Specifically, I focused on the following: A misguided tendency to see moral hazards and risk compensation when there wasn’t any reason to worry about this and ending up with paternalism and mistrust; providing rigid/binary rules rather than explaining mechanisms and empowering the public with information and giving them better intuitions about transmission mechanisms; a scolding/shaming dynamic in media and social media that arose from understandable human reaction but ended up both hampering our response and also erasing many of the victims of the pandemic; not discussing the inevitable and difficult trade-offs within a framework of harm reduction and the downsides of the ensuing absolutism; and the balance we did not strike well between emerging and prior knowledge, uncertainty and action.
The article concludes by explaining how all this is still playing out in how we’re rolling out the vaccines, and how we should learn from all that has happened and how to move forward.
I’m going to experiment with a thread here that’s open to everyone—not just to subscribers—to discuss the full article which can be found here.
Five key fallacies and pitfalls have affected public-health messaging, as well as media coverage, and have played an outsize role in derailing an effective pandemic response. These problems were deepened by the ways that we—the public—developed to cope with a dreadful situation under great uncertainty. And now, even as vaccines offer brilliant hope, and even though, at least in the United States, we no longer have to deal with the problem of a misinformer in chief, some officials and media outlets are repeating many of the same mistakes in handling the vaccine rollout.
The pandemic has given us an unwelcome societal stress test, revealing the cracks and weaknesses in our institutions and our systems. Some of these are common to many contemporary problems, including political dysfunction and the way our public sphere operates. Others are more particular, though not exclusive, to the current challenge—including a gap between how academic research operates and how the public understands that research, and the ways in which the psychology of coping with the pandemic have distorted our response to it.
Recognizing all these dynamics is important, not only for seeing us through this pandemic—yes, it is going to end—but also to understand how our society functions, and how it fails. We need to start shoring up our defenses, not just against future pandemics but against all the myriad challenges we face—political, environmental, societal, and technological. None of these problems is impossible to remedy, but first we have to acknowledge them and start working to fix them—and we’re running out of time.
I look forward to questions, comments, objection, examples and dissent!
I am a person who works at a health department. I agree with all these points -- as do many in my office. But we are so hamstrung by the lack of any power or ability to do things.
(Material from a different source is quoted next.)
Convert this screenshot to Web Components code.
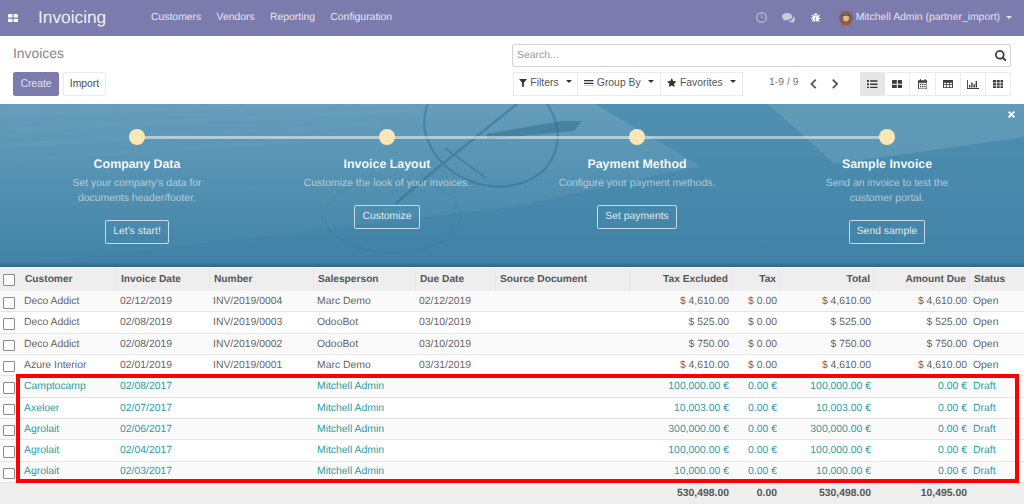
<!DOCTYPE html>
<html lang="en">
<head>
<meta charset="utf-8">
<title>Invoices</title>
<style>
  html, body { margin: 0; height: 504px; overflow: hidden; background: #fff; }
  body { font: 10.4px/1.5 "Liberation Sans", Arial, sans-serif; color: #666; text-rendering: geometricPrecision; }
</style>
</head>
<body>
<app-navbar>
  <nav-link>Customers</nav-link>
  <nav-link>Vendors</nav-link>
  <nav-link>Reporting</nav-link>
  <nav-link>Configuration</nav-link>
</app-navbar>
<control-panel></control-panel>
<setup-banner>
  <setup-step title="Company Data" action="Let's start!">Set your company's data for<br>documents header/footer.</setup-step>
  <setup-step title="Invoice Layout" action="Customize">Customize the look of your invoices.</setup-step>
  <setup-step title="Payment Method" action="Set payments">Configure your payment methods.</setup-step>
  <setup-step title="Sample Invoice" action="Send sample" last>Send an invoice to test the<br>customer portal.</setup-step>
</setup-banner>
<invoice-list></invoice-list>

<script>
  const ICONS = {
    apps: '<path d="M0 1.2Q0 0 1.2 0H4.4V3.6H0ZM5.6 0H8.8Q10 0 10 1.2V3.6H5.6ZM0 4.8H4.4V8.4H1.2Q0 8.4 0 7.2ZM5.6 4.8H10V7.2Q10 8.4 8.8 8.4H5.6Z"/>',
    clock: '<path fill-rule="evenodd" d="M6 0a6 6 0 1 0 0 12A6 6 0 0 0 6 0Zm0 1.6a4.4 4.4 0 1 1 0 8.8 4.4 4.4 0 0 1 0-8.8ZM5.4 3v3.6h2.8V5.6H6.5V3Z"/>',
    comments: '<path d="M5.5 0C2.5 0 0 1.7 0 3.9 0 5.1.8 6.2 2 6.9L1.2 8.6 3.6 7.6C4.2 7.7 4.8 7.8 5.5 7.8 8.5 7.8 11 6.1 11 3.9S8.5 0 5.5 0Z"/><path d="M11.8 3.6C12 4 12 4.4 12 4.8 12 7 9.7 8.7 6.6 8.9 7.4 9.6 8.6 10 10 10 10.4 10 10.8 10 11.2 9.9L13.2 10.9 12.6 9.2C13.4 8.6 14 7.8 14 6.9 14 5.5 13.1 4.3 11.8 3.6Z"/>',
    bug: '<path d="M3.6 2.4a2.4 2.2 0 0 1 4.8 0ZM2.5 3.2H9.5L10.6 2 11.4 2.8 10 4.2V6H12V7.2H10C10 7.9 9.9 8.5 9.6 9L11.2 10.6 10.4 11.4 8.9 9.9C8.3 10.6 7.2 11 6.5 11V4.8H5.5V11C4.8 11 3.7 10.6 3.1 9.9L1.6 11.4.8 10.6 2.4 9C2.1 8.5 2 7.9 2 7.2H0V6H2V4.2L.6 2.8 1.4 2Z"/>',
    search: '<path fill-rule="evenodd" d="M5.6 0a5.6 5.6 0 1 0 3.2 10.2l3 3a1.1 1.1 0 0 0 1.6-1.6l-3-3A5.6 5.6 0 0 0 5.6 0Zm0 2a3.6 3.6 0 1 1 0 7.2 3.6 3.6 0 0 1 0-7.2Z"/>',
    filter: '<path d="M0 0H9L5.5 4.2V10L3.5 8.4V4.2Z"/>',
    bars: '<path d="M0 0H11V1.4H0ZM0 3.3H11V4.7H0ZM0 6.6H11V8H0Z"/>',
    star: '<path d="M5.5 0 7.2 3.5 11 4 8.2 6.7 8.9 10.5 5.5 8.7 2.1 10.5 2.8 6.7 0 4 3.8 3.5Z"/>',
    left: '<path d="M5.6 0 7 1.4 3 5.4 7 9.4 5.6 10.8.2 5.4Z"/>',
    right: '<path d="M1.6 0 7 5.4 1.6 10.8.2 9.4 4.2 5.4.2 1.4Z"/>',
    list: '<path d="M0 0H2V2H0ZM3.2 .2H11V1.8H3.2ZM0 3.5H2V5.5H0ZM3.2 3.7H11V5.3H3.2ZM0 7H2V9H0ZM3.2 7.2H11V8.8H3.2Z"/>',
    kanban: '<path d="M0 .8Q0 0 .8 0H4.8V3.7H0ZM5.8 0H9.2Q10 0 10 .8V3.7H5.8ZM0 4.7H4.8V8.4H.8Q0 8.4 0 7.6ZM5.8 4.7H10V7.6Q10 8.4 9.2 8.4H5.8Z"/>',
    calendar: '<path fill-rule="evenodd" d="M2 0H3V1.2H7V0H8V1.2H10V11H0V1.2H2ZM1 4V10H9V4ZM2 5H3.4V6.3H2ZM4.3 5H5.7V6.3H4.3ZM6.6 5H8V6.3H6.6ZM2 7.5H3.4V8.8H2ZM4.3 7.5H5.7V8.8H4.3ZM6.6 7.5H8V8.8H6.6Z"/>',
    table: '<path fill-rule="evenodd" d="M0 0H11V9H0ZM1 3V4.6H3.2V3ZM4.1 3V4.6H6.9V3ZM7.8 3V4.6H10V3ZM1 5.5V8H3.2V5.5ZM4.1 5.5V8H6.9V5.5ZM7.8 5.5V8H10V5.5Z"/>',
    chart: '<path d="M0 0H.9V8.1H12V9H0ZM2 5H3.4V7.4H2ZM4.2 2.6H5.6V7.4H4.2ZM6.4 4.2H7.8V7.4H6.4ZM8.6 1H10V7.4H8.6Z"/>',
    grid: '<path d="M0 0H3V2.4H0ZM3.8 0H6.8V2.4H3.8ZM7.6 0H10.6V2.4H7.6ZM0 3.2H3V5.6H0ZM3.8 3.2H6.8V5.6H3.8ZM7.6 3.2H10.6V5.6H7.6ZM0 6.4H3V8.8H0ZM3.8 6.4H6.8V8.8H3.8ZM7.6 6.4H10.6V8.8H7.6Z"/>',
    close: '<path d="M1.5 0 4 2.5 6.5 0 8 1.5 5.5 4 8 6.5 6.5 8 4 5.5 1.5 8 0 6.5 2.5 4 0 1.5Z"/>'
  };
  const BOXES = { apps: [10, 8.4], clock: [12, 12], comments: [14, 11], bug: [12, 11.4], search: [13.6, 13.6], filter: [9, 10], bars: [11, 8], star: [11, 10.5], left: [7.2, 10.8], right: [7.2, 10.8], list: [11, 9], kanban: [10, 8.4], calendar: [10, 11], table: [11, 9], chart: [12, 9], grid: [10.6, 8.8], close: [8, 8] };

  function icon(name, width) {
    const [w, h] = BOXES[name];
    return `<svg width="${width}" height="${(width * h / w).toFixed(2)}" viewBox="0 0 ${w} ${h}" fill="currentColor" aria-hidden="true">${ICONS[name]}</svg>`;
  }

  class NavLink extends HTMLElement {
    constructor() {
      super();
      this.attachShadow({ mode: 'open' });
      this.shadowRoot.innerHTML = `
        <style>
          :host { display: block; color: rgba(255,255,255,.85); font-size: 10.4px; }
        </style>
        <slot></slot>
      `;
    }
  }
  customElements.define('nav-link', NavLink);

  class AppNavbar extends HTMLElement {
    constructor() {
      super();
      this.attachShadow({ mode: 'open' });
      this.shadowRoot.innerHTML = `
        <style>
          :host {
            display: flex; align-items: center; height: 36px; background: #7c7bad;
            color: #fff; font-family: "Liberation Sans", Arial, sans-serif;
          }
          .apps { display: flex; margin-left: 8px; color: #fff; }
          .brand { margin-left: 20px; width: 113px; font-size: 17.3px; color: rgba(255,255,255,.9); }
          .menu { display: flex; gap: 15.3px; flex: 1; }
          .systray { display: flex; align-items: center; margin-right: 12px; font-size: 10.4px; color: rgba(255,255,255,.82); }
          .clock { display: flex; color: rgba(255,255,255,.42); }
          .chat { display: flex; margin-left: 15px; color: rgba(255,255,255,.6); }
          .bug { display: flex; margin-left: 16px; color: #fff; }
          .avatar { display: block; margin-left: 18px; margin-right: 3px; }
          .caret { margin-left: 6px; border: 3px solid transparent; border-top-color: currentColor; border-bottom: 0; }
        </style>
        <span class="apps">${icon('apps', 10)}</span>
        <span class="brand">Invoicing</span>
        <div class="menu"><slot></slot></div>
        <div class="systray">
          <span class="clock">${icon('clock', 11)}</span>
          <span class="chat">${icon('comments', 13)}</span>
          <span class="bug">${icon('bug', 9.5)}</span>
          <svg class="avatar" width="14" height="14" viewBox="0 0 13 13" aria-hidden="true">
            <circle cx="6.5" cy="6.5" r="6.5" fill="#7a6454"/>
            <path d="M2.5 13C3 10 4.5 9.5 6.5 9.5S10 10 10.5 13Z" fill="#a5562f"/>
            <ellipse cx="6.5" cy="6.2" rx="2.7" ry="3.4" fill="#e3b79b"/>
            <path d="M3.4 5C3.6 2.4 9.4 2.2 9.7 5 8 4 5 4 3.4 5Z" fill="#4a362b"/>
          </svg>
          <span>Mitchell Admin (partner_import)</span>
          <span class="caret"></span>
        </div>
      `;
    }
  }
  customElements.define('app-navbar', AppNavbar);

  class ControlPanel extends HTMLElement {
    constructor() {
      super();
      this.attachShadow({ mode: 'open' });
      const views = ['list', 'kanban', 'calendar', 'table', 'chart', 'grid'];
      const sizes = { list: 10.5, kanban: 10, calendar: 9.5, table: 10, chart: 12, grid: 10.5 };
      this.shadowRoot.innerHTML = `
        <style>
          :host {
            display: grid; grid-template-columns: 512px 1fr; height: 68px; box-sizing: border-box;
            background: #fff; font-family: "Liberation Sans", Arial, sans-serif; font-size: 10.4px; color: #4c4c4c;
          }
          .left { padding: 8px 0 0 13px; }
          h1 { margin: 0; font-size: 13.9px; line-height: 18px; font-weight: 400; color: #888; }
          .actions { display: flex; gap: 4px; margin-top: 10px; }
          button {
            font: inherit; height: 24px; padding: 0; box-sizing: border-box;
            border: 1px solid #ebebeb; background: #fff; color: #4c4c4c; border-radius: 2px;
            display: flex; align-items: center; justify-content: center;
          }
          .create { width: 46px; background: #7c7bad; border-color: #7c7bad; color: rgba(255,255,255,.8); }
          .import { width: 43px; }
          .right { padding: 8px 13px 0 0; }
          .search {
            display: flex; align-items: center; justify-content: space-between; height: 23px; box-sizing: border-box;
            border: 1px solid #d4d4d4; border-radius: 2px; padding: 0 4px 0 4px; color: #9a9a9a;
          }
          .search svg { color: #3d3d3d; }
          .tools { display: flex; align-items: center; margin-top: 5px; margin-left: 1px; }
          .filters { display: flex; }
          .filters button { gap: 3px; border-radius: 0; color: #555; padding-bottom: 2px; }
          .filters svg { color: #333; }
          .filters button + button { border-left: 0; }
          .caret { margin-left: 4px; margin-bottom: 3px; border: 3px solid transparent; border-top-color: #333; border-bottom: 0; }
          .pager { margin-left: 26px; width: 41px; color: #777; padding-bottom: 2px; }
          .nav { display: flex; gap: 15px; width: 50px; color: #555; }
          .views { display: flex; }
          .views button { width: 25.2px; border-radius: 0; color: #3c3c3c; }
          .views button + button { border-left: 0; }
          .views button.on { background: #e6e6e6; border-color: #e6e6e6; }
        </style>
        <div class="left">
          <h1>Invoices</h1>
          <div class="actions">
            <button class="create">Create</button>
            <button class="import">Import</button>
          </div>
        </div>
        <div class="right">
          <div class="search"><span>Search...</span>${icon('search', 11.5)}</div>
          <div class="tools">
            <div class="filters">
              <button style="width:65px">${icon('filter', 8)}Filters<span class="caret"></span></button>
              <button style="width:83px">${icon('bars', 9.5)}Group By<span class="caret"></span></button>
              <button style="width:82px">${icon('star', 9.5)}Favorites<span class="caret"></span></button>
            </div>
            <span class="pager">1-9 / 9</span>
            <span class="nav">${icon('left', 6.5)}${icon('right', 6.5)}</span>
            <div class="views">
              ${views.map((v, i) => `<button class="${i === 0 ? 'on' : ''}">${icon(v, sizes[v])}</button>`).join('')}
            </div>
          </div>
        </div>
      `;
    }
  }
  customElements.define('control-panel', ControlPanel);

  class SetupStep extends HTMLElement {
    constructor() {
      super();
      this.attachShadow({ mode: 'open' });
      const last = this.hasAttribute('last');
      this.shadowRoot.innerHTML = `
        <style>
          :host {
            display: flex; flex-direction: column; align-items: center; position: relative;
            text-align: center; font-family: "Liberation Sans", Arial, sans-serif;
          }
          .dot { width: 16px; height: 16px; border-radius: 50%; background: #fbe6b6; margin-top: 25px; position: relative; z-index: 1; }
          .line {
            position: absolute; left: 50%; top: 31.5px; width: 100%; height: 3px;
            background: rgba(255,255,255,.5); display: ${last ? 'none' : 'block'};
          }
          .title { margin-top: 10px; font-size: 12.4px; line-height: 18px; font-weight: 700; color: rgba(255,255,255,.95); }
          .text { margin-top: 3px; white-space: nowrap; font-size: 10.4px; line-height: 15px; color: rgba(255,255,255,.56); }
          .action {
            margin-top: 14px; height: 24px; box-sizing: border-box; display: flex; align-items: center;
            padding: 0 7px; border: 1px solid rgba(255,255,255,.7); border-radius: 2px;
            font-size: 10.4px; color: rgba(255,255,255,.85);
          }
        </style>
        <span class="line"></span>
        <span class="dot"></span>
        <div class="title">${this.getAttribute('title')}</div>
        <div class="text"><slot></slot></div>
        <div class="action">${this.getAttribute('action')}</div>
      `;
    }
  }
  customElements.define('setup-step', SetupStep);

  class SetupBanner extends HTMLElement {
    constructor() {
      super();
      this.attachShadow({ mode: 'open' });
      this.shadowRoot.innerHTML = `
        <style>
          :host {
            display: block; position: relative; height: 163px; overflow: hidden;
            background: linear-gradient(#4f8fb0, #4385a9 85%, #4082a6);
          }
          .art { position: absolute; inset: 0; width: 100%; height: 100%; filter: blur(.7px); }
          .steps { position: relative; display: grid; grid-template-columns: repeat(4, 250px); padding: 0 12px; }
          .shade { position: absolute; left: 0; right: 0; bottom: 0; height: 5px; background: linear-gradient(transparent, rgba(30,70,100,.5)); }
          .close { position: absolute; right: 9px; top: 7px; display: flex; color: #fff; }
        </style>
        <svg class="art" viewBox="0 0 1024 163" preserveAspectRatio="none" aria-hidden="true">
          <defs>
            <linearGradient id="fade" x1="0" y1="0" x2="0" y2="1">
              <stop offset="0" stop-color="#fff" stop-opacity=".13"/>
              <stop offset="1" stop-color="#fff" stop-opacity="0"/>
            </linearGradient>
          </defs>
          <path d="M0 0H595L700 62 512 103 0 163Z" fill="url(#fade)"/>
          <path d="M768 0H1024V33L835 60Z" fill="#fff" opacity=".11"/>
          <g stroke="#2c6587" fill="none" opacity=".42">
            <ellipse cx="491" cy="25" rx="68" ry="56" transform="rotate(20 491 25)" stroke-width="2.2"/>
            <path d="M517 0 440 62 395 100" stroke-width="2.5"/>
            <path d="M445 44 486 74" stroke-width="1.6"/>
          </g>
          <path d="M582 17H562L486 30 488 35 574 27Z" fill="#2c6587" opacity=".45"/>
          <g stroke="#2c6587" fill="none" opacity=".1">
            <ellipse cx="393" cy="112" rx="68" ry="37" stroke-width="2"/>
            <path d="M430 58C455 70 462 100 448 132" stroke-width="2"/>
          </g>
          <path d="M0 10 420 -2M0 26 420 6M0 42 380 20M0 58 300 36" stroke="#fff" stroke-width="5" opacity=".02" fill="none"/>
        </svg>
        <div class="steps"><slot></slot></div>
        <div class="shade"></div>
        <span class="close">${icon('close', 7)}</span>
      `;
    }
  }
  customElements.define('setup-banner', SetupBanner);

  class CheckBox extends HTMLElement {
    constructor() {
      super();
      this.attachShadow({ mode: 'open' });
      this.shadowRoot.innerHTML = `
        <style>
          :host { display: block; width: 11.5px; height: 11.5px; box-sizing: border-box; border: 1px solid #8a8a8a; border-radius: 1px; background: #fff; margin: 6px 0 0 3px; }
        </style>
      `;
    }
  }
  customElements.define('check-box', CheckBox);

  class AnnotationBox extends HTMLElement {
    constructor() {
      super();
      this.attachShadow({ mode: 'open' });
      this.shadowRoot.innerHTML = `
        <style>
          :host { position: absolute; left: 16px; top: 105.5px; width: 1002.5px; height: 109.5px; box-sizing: border-box; border: 4px solid #f00; pointer-events: none; }
        </style>
      `;
    }
  }
  customElements.define('annotation-box', AnnotationBox);

  const ROWS = [
    ['Deco Addict', '02/12/2019', 'INV/2019/0004', 'Marc Demo', '02/12/2019', '', '$ 4,610.00', '$ 0.00', '$ 4,610.00', '$ 4,610.00', 'Open'],
    ['Deco Addict', '02/08/2019', 'INV/2019/0003', 'OdooBot', '03/10/2019', '', '$ 525.00', '$ 0.00', '$ 525.00', '$ 525.00', 'Open'],
    ['Deco Addict', '02/08/2019', 'INV/2019/0002', 'OdooBot', '03/10/2019', '', '$ 750.00', '$ 0.00', '$ 750.00', '$ 750.00', 'Open'],
    ['Azure Interior', '02/01/2019', 'INV/2019/0001', 'Marc Demo', '03/31/2019', '', '$ 4,610.00', '$ 0.00', '$ 4,610.00', '$ 4,610.00', 'Open'],
    ['Camptocamp', '02/08/2017', '', 'Mitchell Admin', '', '', '100,000.00 €', '0.00 €', '100,000.00 €', '0.00 €', 'Draft'],
    ['Axeloer', '02/07/2017', '', 'Mitchell Admin', '', '', '10,003.00 €', '0.00 €', '10,003.00 €', '0.00 €', 'Draft'],
    ['Agrolait', '02/06/2017', '', 'Mitchell Admin', '', '', '300,000.00 €', '0.00 €', '300,000.00 €', '0.00 €', 'Draft'],
    ['Agrolait', '02/04/2017', '', 'Mitchell Admin', '', '', '100,000.00 €', '0.00 €', '100,000.00 €', '0.00 €', 'Draft'],
    ['Agrolait', '02/03/2017', '', 'Mitchell Admin', '', '', '10,000.00 €', '0.00 €', '10,000.00 €', '0.00 €', 'Draft']
  ];
  const HEADS = ['Customer', 'Invoice Date', 'Number', 'Salesperson', 'Due Date', 'Source Document', 'Tax Excluded', 'Tax', 'Total', 'Amount Due', 'Status'];
  const isNum = i => i >= 6 && i <= 9;

  class InvoiceList extends HTMLElement {
    constructor() {
      super();
      this.attachShadow({ mode: 'open' });
      const cells = (values) => values.map((v, i) => `<div class="cell${isNum(i) ? ' num' : ''}">${v}</div>`).join('');
      this.shadowRoot.innerHTML = `
        <style>
          :host {
            display: block; position: relative; height: 236px; margin-top: 1px;
            background: #eee; font-family: "Liberation Sans", Arial, sans-serif; font-size: 10.4px; color: #666;
          }
          .row {
            display: grid; grid-template-columns: 21px 96px 93px 104px 102px 80px 134px 102px 48px 94px 96px 54px;
            height: 21.33px; box-sizing: border-box; align-items: center; background: #fff; border-bottom: 1px solid #e4e4e4;
          }
          .row > .box { align-self: start; }
          .row.alt { background: #fafafa; }
          .row.draft { color: #2a9ea8; }
          .cell { padding: 1px 3px 0; white-space: nowrap; }
          .num { text-align: right; }
          .head { height: 23px; background: #eee; border: 0; font-size: 10.2px; font-weight: 700; color: #555; align-items: stretch; }
          .head .cell { display: flex; align-items: center; border-right: 1px solid #e6e6e6; padding: 0 3px 0 4px; }
          .head .num { justify-content: flex-end; padding-left: 0; }
          .head .cell:last-child { border-right: 0; }
          .foot { height: 21px; background: #eee; border: 0; font-weight: 700; color: #555; }
          .foot .cell { padding-top: 0; }
        </style>
        <div class="row head"><div class="box"><check-box></check-box></div>${cells(HEADS)}</div>
        ${ROWS.map((r, i) => `<div class="row${i % 2 ? '' : ' alt'}${r[10] === 'Draft' ? ' draft' : ''}"><div class="box"><check-box></check-box></div>${cells(r)}</div>`).join('')}
        <div class="row foot"><div></div>${cells(['', '', '', '', '', '', '530,498.00', '0.00', '530,498.00', '10,495.00', ''])}</div>
        <annotation-box></annotation-box>
      `;
    }
  }
  customElements.define('invoice-list', InvoiceList);
</script>
</body>
</html>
For political reasons, we cannot provide any support essential workers. For political reasons, we cannot keep the schools closed. For political reasons, we cannot contradict the CDC.
I read this whole article and I feel ashamed and sad to be part of this fucked-up response - but the only other option is not being part of this response, so.
OK, I haven't read the article yet. But when the coronavirus first appeared, I wrote on Facebook that it was "almost perfectly designed to exploit the ways America is messed up". Like you, I had a list of five. I look forward to reading your article to see whether we have the same list.
- Large number of people without health insurance, who will avoid the healthcare system.
- A culture that emphasizes individual rights over the common good will have trouble getting people to comply with the rules to curb the spread of a disease that transmits from people without symptoms.
- healthcare culture of focusing on cure rather than prevention.
- uncoordinated government structure - federal vs states and divisions between different government departments. I thought there was little hope, for example, of proper management of borders given the differing priorities of different government departments.
- a President who never leads by example or by asking people for sacrifice.